___ Records supplied
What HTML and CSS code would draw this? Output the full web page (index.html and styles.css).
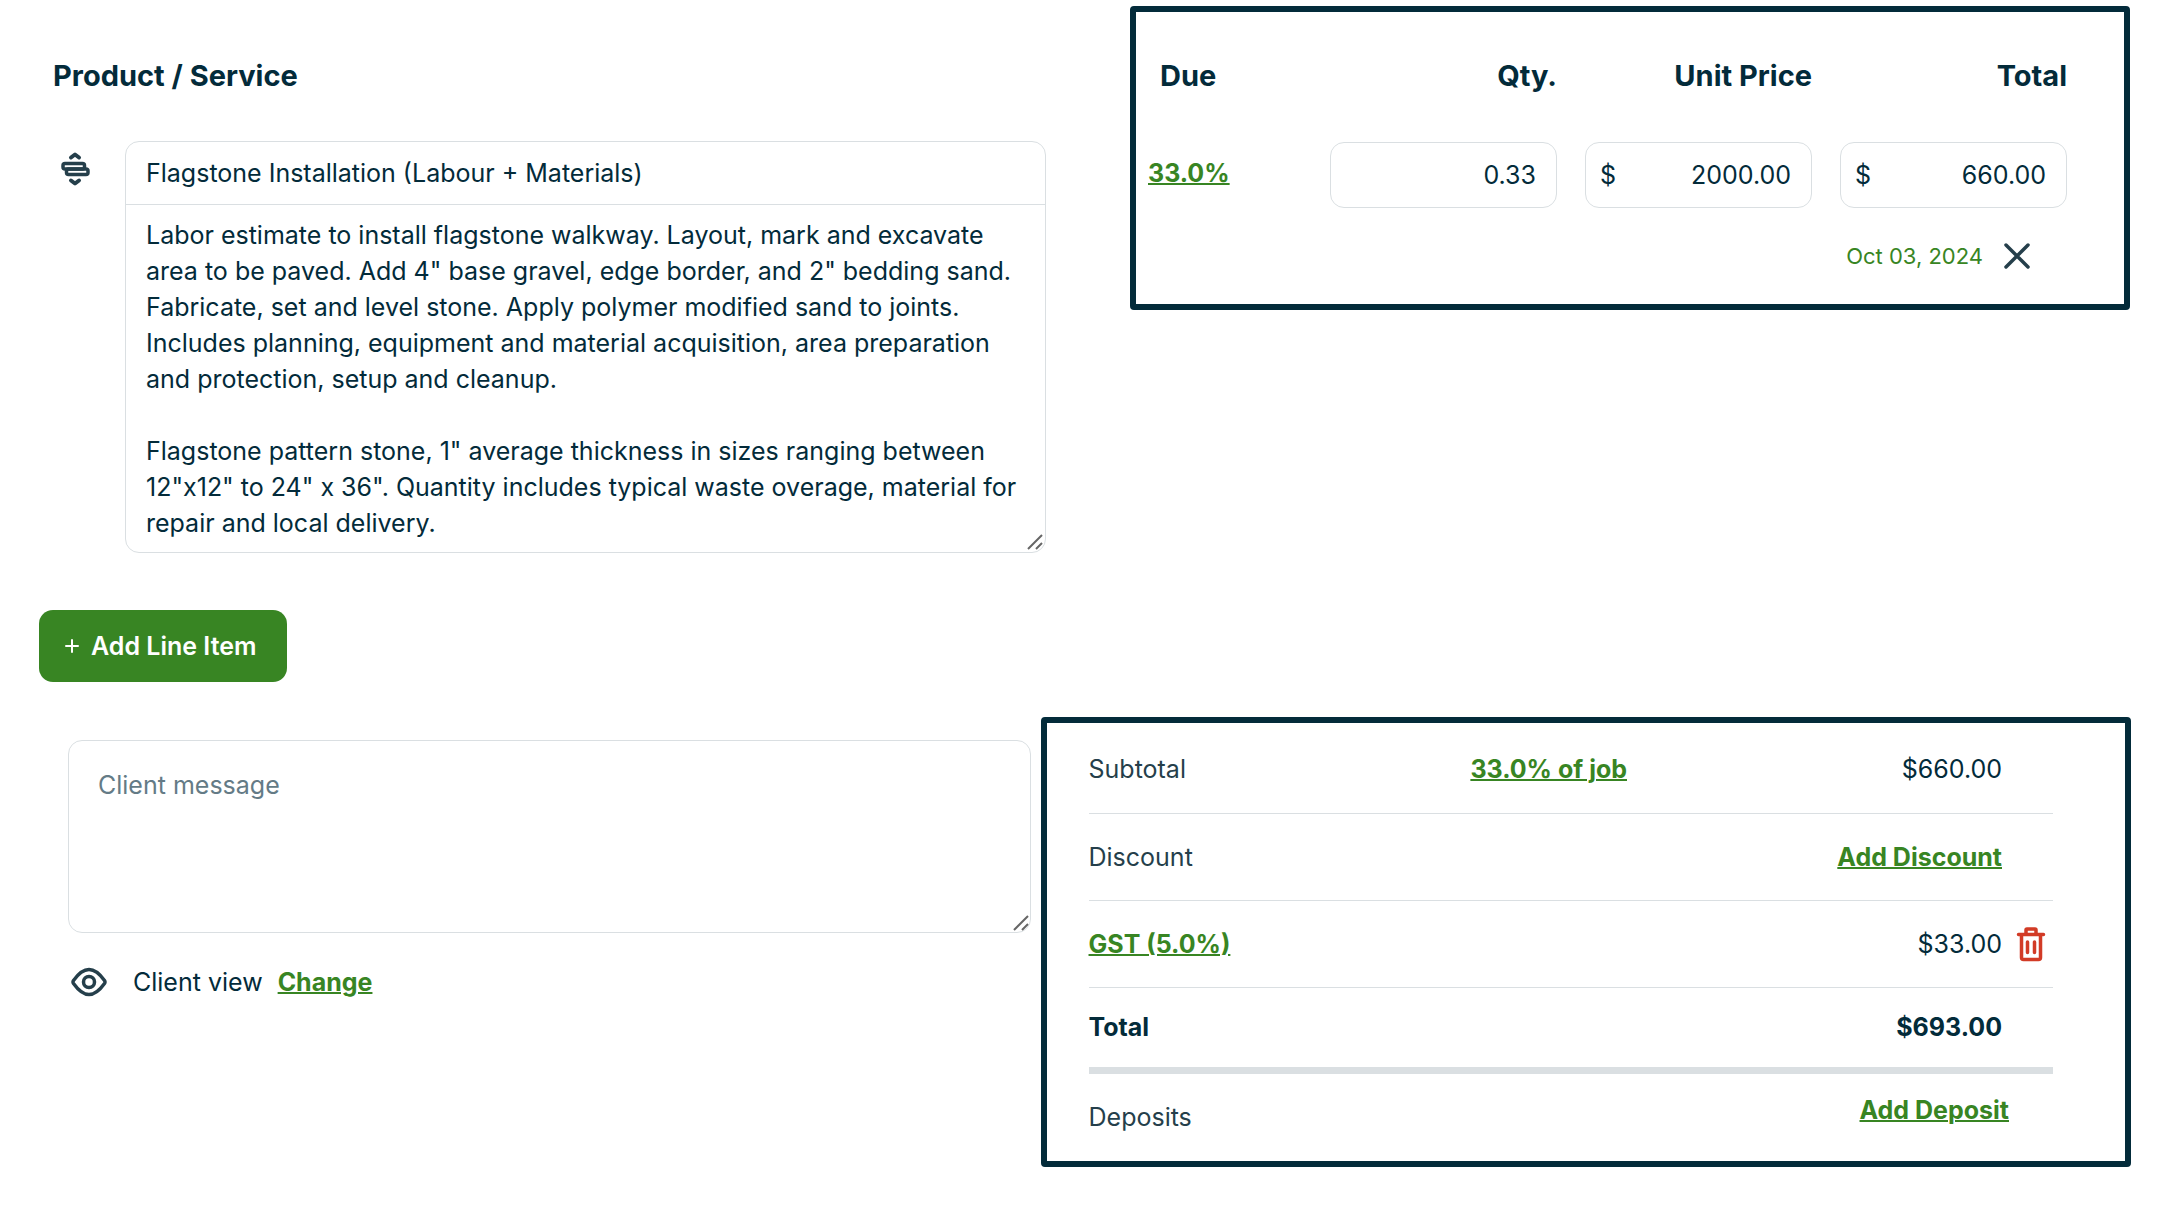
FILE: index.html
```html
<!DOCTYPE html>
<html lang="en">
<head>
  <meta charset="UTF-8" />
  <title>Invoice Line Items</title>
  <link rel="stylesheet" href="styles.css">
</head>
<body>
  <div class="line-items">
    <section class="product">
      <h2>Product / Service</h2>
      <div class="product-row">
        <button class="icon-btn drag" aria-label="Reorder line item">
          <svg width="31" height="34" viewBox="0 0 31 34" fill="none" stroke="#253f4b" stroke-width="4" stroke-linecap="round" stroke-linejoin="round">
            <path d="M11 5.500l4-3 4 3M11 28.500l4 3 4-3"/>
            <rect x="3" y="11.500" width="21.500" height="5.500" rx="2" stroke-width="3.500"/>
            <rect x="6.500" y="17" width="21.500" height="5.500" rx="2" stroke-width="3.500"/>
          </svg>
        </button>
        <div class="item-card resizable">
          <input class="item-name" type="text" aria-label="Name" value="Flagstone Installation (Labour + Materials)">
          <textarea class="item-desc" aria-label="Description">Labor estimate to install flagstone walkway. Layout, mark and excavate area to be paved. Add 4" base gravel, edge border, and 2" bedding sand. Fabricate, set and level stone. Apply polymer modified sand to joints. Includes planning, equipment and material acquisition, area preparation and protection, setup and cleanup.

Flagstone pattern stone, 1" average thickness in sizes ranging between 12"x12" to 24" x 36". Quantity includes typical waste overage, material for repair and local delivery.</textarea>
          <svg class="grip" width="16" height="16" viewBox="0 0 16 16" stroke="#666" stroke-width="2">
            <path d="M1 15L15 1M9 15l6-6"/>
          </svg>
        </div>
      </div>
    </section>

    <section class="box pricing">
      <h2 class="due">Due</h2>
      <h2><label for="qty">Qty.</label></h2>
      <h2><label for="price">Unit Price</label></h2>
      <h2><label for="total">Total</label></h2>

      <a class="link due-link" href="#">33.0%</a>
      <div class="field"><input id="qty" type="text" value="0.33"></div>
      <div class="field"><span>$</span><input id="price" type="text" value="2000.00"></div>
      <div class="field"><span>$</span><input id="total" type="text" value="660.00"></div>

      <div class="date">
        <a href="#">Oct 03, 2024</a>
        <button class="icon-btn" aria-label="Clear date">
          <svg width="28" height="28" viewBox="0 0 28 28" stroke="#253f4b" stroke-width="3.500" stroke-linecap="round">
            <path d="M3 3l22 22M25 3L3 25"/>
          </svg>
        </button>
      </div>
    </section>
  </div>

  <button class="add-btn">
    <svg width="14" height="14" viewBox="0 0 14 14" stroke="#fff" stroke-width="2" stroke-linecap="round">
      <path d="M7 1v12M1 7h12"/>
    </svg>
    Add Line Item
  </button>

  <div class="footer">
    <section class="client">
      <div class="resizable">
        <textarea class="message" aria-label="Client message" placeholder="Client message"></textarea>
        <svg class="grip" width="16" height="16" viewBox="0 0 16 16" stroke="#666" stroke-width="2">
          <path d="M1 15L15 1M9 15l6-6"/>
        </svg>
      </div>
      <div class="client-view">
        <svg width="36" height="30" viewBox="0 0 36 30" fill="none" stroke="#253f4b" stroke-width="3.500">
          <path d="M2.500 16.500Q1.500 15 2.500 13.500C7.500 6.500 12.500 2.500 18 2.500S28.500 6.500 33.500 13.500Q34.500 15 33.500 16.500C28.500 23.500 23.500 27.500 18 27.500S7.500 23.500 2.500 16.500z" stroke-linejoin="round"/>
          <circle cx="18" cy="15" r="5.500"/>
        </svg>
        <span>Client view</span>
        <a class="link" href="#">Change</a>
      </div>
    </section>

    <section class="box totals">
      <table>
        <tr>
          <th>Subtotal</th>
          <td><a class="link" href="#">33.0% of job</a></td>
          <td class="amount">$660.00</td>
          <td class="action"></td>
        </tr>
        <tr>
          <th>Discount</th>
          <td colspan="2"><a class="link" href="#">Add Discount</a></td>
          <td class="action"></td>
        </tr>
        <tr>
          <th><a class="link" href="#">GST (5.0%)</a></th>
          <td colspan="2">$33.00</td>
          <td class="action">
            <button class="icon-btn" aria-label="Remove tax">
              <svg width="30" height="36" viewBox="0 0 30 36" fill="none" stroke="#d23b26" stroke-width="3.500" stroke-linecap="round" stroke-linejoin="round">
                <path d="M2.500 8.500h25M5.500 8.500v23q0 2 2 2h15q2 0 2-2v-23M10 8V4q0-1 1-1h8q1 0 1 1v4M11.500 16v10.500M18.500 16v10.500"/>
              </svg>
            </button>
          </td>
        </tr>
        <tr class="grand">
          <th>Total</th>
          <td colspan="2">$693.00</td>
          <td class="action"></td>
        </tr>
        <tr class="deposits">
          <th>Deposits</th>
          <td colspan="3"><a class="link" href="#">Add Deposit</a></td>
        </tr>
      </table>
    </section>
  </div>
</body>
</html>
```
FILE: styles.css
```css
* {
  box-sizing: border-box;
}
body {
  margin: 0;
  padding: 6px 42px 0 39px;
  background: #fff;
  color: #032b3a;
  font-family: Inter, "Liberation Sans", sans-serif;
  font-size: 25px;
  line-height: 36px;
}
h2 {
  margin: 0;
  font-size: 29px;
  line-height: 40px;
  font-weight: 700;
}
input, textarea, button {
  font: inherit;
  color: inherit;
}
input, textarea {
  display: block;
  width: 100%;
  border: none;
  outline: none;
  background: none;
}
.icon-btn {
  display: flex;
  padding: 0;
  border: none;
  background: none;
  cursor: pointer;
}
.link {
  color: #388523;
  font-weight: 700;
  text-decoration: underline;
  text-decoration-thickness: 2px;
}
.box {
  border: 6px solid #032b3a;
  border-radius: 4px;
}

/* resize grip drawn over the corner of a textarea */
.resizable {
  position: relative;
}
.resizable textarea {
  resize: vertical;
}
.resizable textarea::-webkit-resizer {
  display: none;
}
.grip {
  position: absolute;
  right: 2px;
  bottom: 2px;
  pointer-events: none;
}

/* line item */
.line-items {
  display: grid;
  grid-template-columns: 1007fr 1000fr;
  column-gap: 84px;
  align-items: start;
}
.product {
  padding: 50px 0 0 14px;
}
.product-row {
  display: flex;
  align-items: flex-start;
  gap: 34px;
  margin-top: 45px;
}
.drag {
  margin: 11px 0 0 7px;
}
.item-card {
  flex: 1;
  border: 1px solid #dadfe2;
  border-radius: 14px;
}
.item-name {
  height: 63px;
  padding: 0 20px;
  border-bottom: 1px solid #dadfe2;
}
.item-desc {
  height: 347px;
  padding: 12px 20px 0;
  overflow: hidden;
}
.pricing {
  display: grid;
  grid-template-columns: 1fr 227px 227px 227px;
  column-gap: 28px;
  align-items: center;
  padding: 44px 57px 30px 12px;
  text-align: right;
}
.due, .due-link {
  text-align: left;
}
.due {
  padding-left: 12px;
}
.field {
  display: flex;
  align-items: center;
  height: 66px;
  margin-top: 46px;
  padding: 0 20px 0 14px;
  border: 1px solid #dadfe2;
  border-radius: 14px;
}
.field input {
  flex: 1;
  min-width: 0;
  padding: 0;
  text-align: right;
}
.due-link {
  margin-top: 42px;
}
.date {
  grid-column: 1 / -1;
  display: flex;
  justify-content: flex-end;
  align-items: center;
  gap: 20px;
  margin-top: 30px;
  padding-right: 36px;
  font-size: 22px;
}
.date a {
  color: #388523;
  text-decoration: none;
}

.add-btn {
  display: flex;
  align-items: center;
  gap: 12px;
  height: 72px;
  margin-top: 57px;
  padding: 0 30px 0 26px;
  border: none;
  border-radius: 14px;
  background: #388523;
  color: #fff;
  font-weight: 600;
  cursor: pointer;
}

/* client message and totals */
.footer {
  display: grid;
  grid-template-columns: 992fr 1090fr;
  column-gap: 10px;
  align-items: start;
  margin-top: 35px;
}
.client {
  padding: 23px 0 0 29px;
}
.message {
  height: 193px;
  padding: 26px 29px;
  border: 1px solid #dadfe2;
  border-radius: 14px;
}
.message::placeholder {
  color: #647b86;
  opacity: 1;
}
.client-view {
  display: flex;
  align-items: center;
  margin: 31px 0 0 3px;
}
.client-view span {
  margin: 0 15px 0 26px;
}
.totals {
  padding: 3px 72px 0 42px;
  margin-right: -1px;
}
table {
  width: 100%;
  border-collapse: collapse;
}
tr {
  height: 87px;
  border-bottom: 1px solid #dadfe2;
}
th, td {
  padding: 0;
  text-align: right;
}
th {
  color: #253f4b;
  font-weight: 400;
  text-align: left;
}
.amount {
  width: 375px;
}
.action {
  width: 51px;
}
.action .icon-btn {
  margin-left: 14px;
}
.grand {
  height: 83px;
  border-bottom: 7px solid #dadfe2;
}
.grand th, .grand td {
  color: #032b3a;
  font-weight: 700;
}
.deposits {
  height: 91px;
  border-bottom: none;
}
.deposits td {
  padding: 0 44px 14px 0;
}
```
______
___ Records supplied
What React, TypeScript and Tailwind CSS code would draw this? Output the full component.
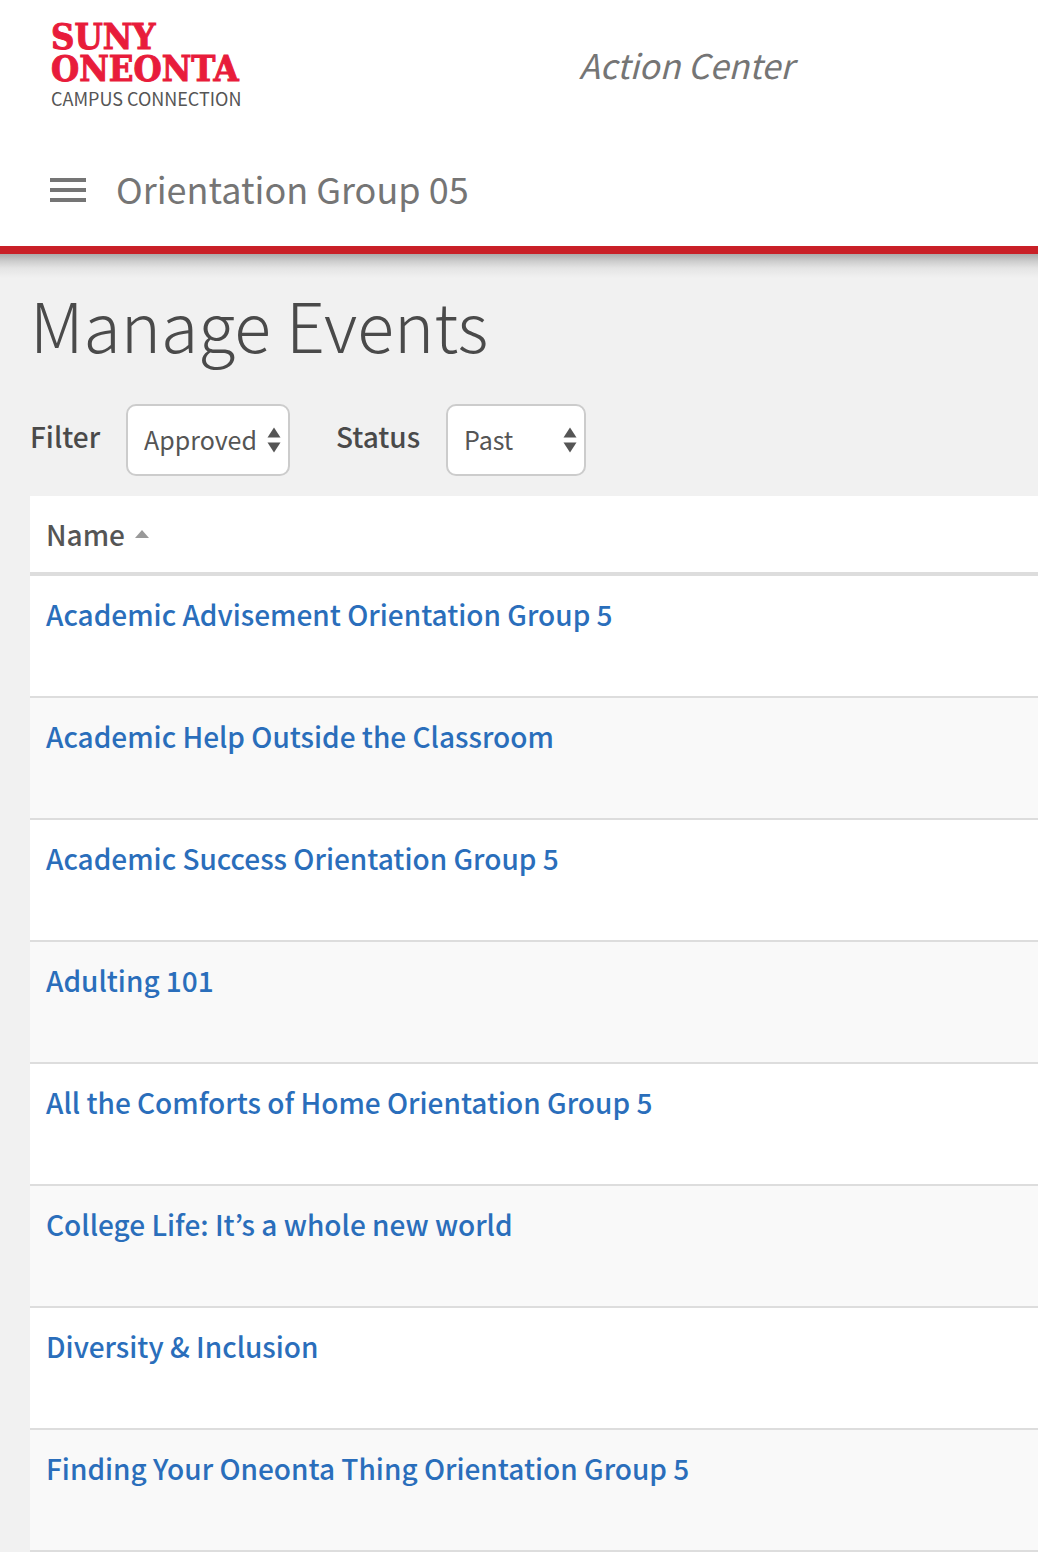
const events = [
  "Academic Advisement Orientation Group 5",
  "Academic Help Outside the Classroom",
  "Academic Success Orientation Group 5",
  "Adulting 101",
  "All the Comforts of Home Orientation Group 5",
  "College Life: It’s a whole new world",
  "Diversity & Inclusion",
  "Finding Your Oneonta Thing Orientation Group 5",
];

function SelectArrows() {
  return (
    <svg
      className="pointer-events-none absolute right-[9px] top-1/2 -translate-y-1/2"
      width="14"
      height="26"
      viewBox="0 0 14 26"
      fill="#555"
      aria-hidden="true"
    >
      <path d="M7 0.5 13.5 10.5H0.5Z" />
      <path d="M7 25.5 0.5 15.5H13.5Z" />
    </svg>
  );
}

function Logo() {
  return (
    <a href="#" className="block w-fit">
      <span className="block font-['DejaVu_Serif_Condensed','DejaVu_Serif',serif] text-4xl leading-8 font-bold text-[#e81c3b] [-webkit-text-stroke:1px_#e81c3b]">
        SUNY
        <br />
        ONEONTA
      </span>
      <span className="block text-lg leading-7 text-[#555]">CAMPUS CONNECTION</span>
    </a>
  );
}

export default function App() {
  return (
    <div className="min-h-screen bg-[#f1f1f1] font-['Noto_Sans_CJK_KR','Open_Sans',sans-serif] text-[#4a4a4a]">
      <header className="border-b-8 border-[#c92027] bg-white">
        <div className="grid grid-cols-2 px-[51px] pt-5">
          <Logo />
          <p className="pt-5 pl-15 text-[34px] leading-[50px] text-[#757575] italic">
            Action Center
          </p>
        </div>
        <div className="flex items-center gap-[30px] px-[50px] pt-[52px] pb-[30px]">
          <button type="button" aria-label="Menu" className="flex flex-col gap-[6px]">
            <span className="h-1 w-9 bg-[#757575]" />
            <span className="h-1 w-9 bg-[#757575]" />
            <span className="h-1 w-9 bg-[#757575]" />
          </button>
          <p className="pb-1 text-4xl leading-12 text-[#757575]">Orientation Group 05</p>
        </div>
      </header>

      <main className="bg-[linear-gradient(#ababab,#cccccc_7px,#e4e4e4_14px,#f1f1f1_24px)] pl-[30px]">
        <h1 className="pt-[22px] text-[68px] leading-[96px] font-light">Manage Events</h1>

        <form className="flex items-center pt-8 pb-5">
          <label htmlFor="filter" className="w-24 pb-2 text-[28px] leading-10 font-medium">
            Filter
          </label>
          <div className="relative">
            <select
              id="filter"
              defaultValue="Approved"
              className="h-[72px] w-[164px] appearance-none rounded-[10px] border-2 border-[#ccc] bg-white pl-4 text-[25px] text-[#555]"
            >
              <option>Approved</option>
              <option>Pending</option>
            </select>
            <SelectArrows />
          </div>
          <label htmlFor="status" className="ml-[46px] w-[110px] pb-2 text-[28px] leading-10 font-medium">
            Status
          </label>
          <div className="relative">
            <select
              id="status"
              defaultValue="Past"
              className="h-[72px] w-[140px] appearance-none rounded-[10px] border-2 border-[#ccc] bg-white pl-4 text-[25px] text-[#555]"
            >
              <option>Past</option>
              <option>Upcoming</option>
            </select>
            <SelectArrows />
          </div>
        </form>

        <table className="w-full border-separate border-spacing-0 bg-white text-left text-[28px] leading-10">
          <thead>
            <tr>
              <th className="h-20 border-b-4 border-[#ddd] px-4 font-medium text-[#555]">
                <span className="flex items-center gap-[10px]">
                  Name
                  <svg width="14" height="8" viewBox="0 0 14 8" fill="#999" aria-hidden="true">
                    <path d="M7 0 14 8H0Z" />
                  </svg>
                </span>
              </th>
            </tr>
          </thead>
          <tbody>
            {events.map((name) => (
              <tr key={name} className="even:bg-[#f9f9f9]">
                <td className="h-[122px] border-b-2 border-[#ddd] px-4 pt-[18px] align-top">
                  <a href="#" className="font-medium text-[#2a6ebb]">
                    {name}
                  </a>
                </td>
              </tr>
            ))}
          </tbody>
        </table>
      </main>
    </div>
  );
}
______
◆ **Written problem**:
Return each full line of the entries that contains the word "What".

◆ **Answer in full**:
What HTML and CSS code would draw this? Output the full web page (index.html and styles.css).
What React, TypeScript and Tailwind CSS code would draw this? Output the full component.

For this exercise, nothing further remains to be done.